I was watching the Mr. Roger’s documentary when my heart softened hearing one of his loving messages: “I don’t think anyone can grow unless he’s loved exactly as he is rather than what he will be.”

Has anyone ever said, “You have so much potential”?  And for some reason, instead of hearing it as I can do great things, you heard I’m not doing great right now or Something’s wrong with the way I am right now.  I’m guilty of that.  And the timing and who the message comes from makes a big difference…

I was working at Nordstrom in downtown San Francisco when I received a phone call that I got accepted into UCLA.  I ran to my sister’s store nearby, we hugged, rejoiced and celebrated together in her stock room.  At some point between the hugging, my sister looked at me and said “you’re going to be so great. I just know it.”  That didn’t make me feel like I wasn’t great – something awesome just happened and my future was looking bright.  I took it as her words of truth and support. 

On the other hand, I’ve had tough business planning conversations with my better half while starting SilhouPETte.  He explained that he was invested in my success and that I have so much potential.  Regardless of his sweet efforts to advise and support me in my business, I took those words to mean I’m not doing enough right now — even though he’s the most supportive person in my life who truly wants the best for me. 

When we hear something that makes us feel unaccepted for who we are right now, it can feel like a setback that really hurts.  There’s so much freedom in being accepted exactly as we are, successes and failures, healthy eater or junk food addict (I’ve been both), and in my case, anxiety-stricken and panic attack prone.

I suffered from anxiety and panic attacks when Mark and I were dating.  My anxieties would occasionally start some kind of argument, and we’d go to bed upset.  Not resolving our issues before bedtime would create an all-hell-broke-loose-disaster in my mind and I would have a panic attack just after the lights went off at bedtime.  It was torture for both of us and Mark had no idea how to handle it. 

Initially, he’d get annoyed, toss, turn and huff, and sometimes sleep in another room (we were just in an argument after all).  That only made the impact harder for me to deal with.  I’d call a best friend who I knew was up at 2am (love you, Lisa), and she’d talk me through it.  After this happened a couple times, I wished my boyfriend who became my fiancé in time, would be the one I could go to, to talk me through it.  I don’t know what changed, but at some point, he became that person. 

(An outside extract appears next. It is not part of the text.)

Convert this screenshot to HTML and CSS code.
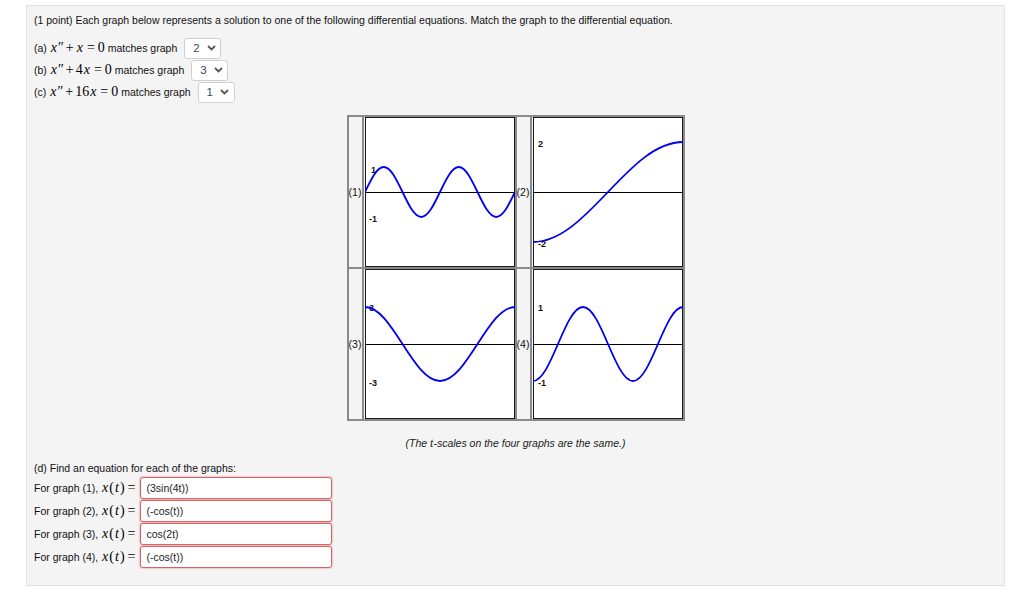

He started to notice the cycle, recognized signs of it coming, and instead of leaving the room, he’d pull the blankets back, turn on the lights (wasn’t the most gentle approach, but it worked), and tell me to get up and move around.  The first time he did that, it shook me so much that my panic attack ended immediately.  When Mark took action to help me deal with my panic attacks, I felt accepted and loved, with panic attacks and all. 

It happened only a couple more times after that.  Eventually between switching birth control pills (should have been an obvious one!) and gaining confidence that I could be “flawed” and still loved – the panic attacks and anxiety disappeared. 

Mark showing that he accepted what once felt like a major flaw, made it feel like less of one.  It gave me space to talk to him about it, look for answers together, and heal.  We look back at those anxious early days in disbelief that that was actually me.

Having just one person – especially the person I’m most intimate with – accept me and not run away during those intense moments, gave me the space to grow out of them.  Mark and I have been together since 2009 and 2010 was the last time I had an attack.  I am so grateful that he stood by my side, while we worked through it as a team.

With my whole heart I truly believe that we all can grow, when we are accepted exactly as we are. There is more freedom than we can imagine in acceptance, and what we resist — about others or ourselves — always persists. Once given the gift of acceptance by others to be exactly who we are, there is an opportunity for them to choose us or not. Once we accept ourselves exactly as we are, we give ourselves space to choose a new path or stay on the same one.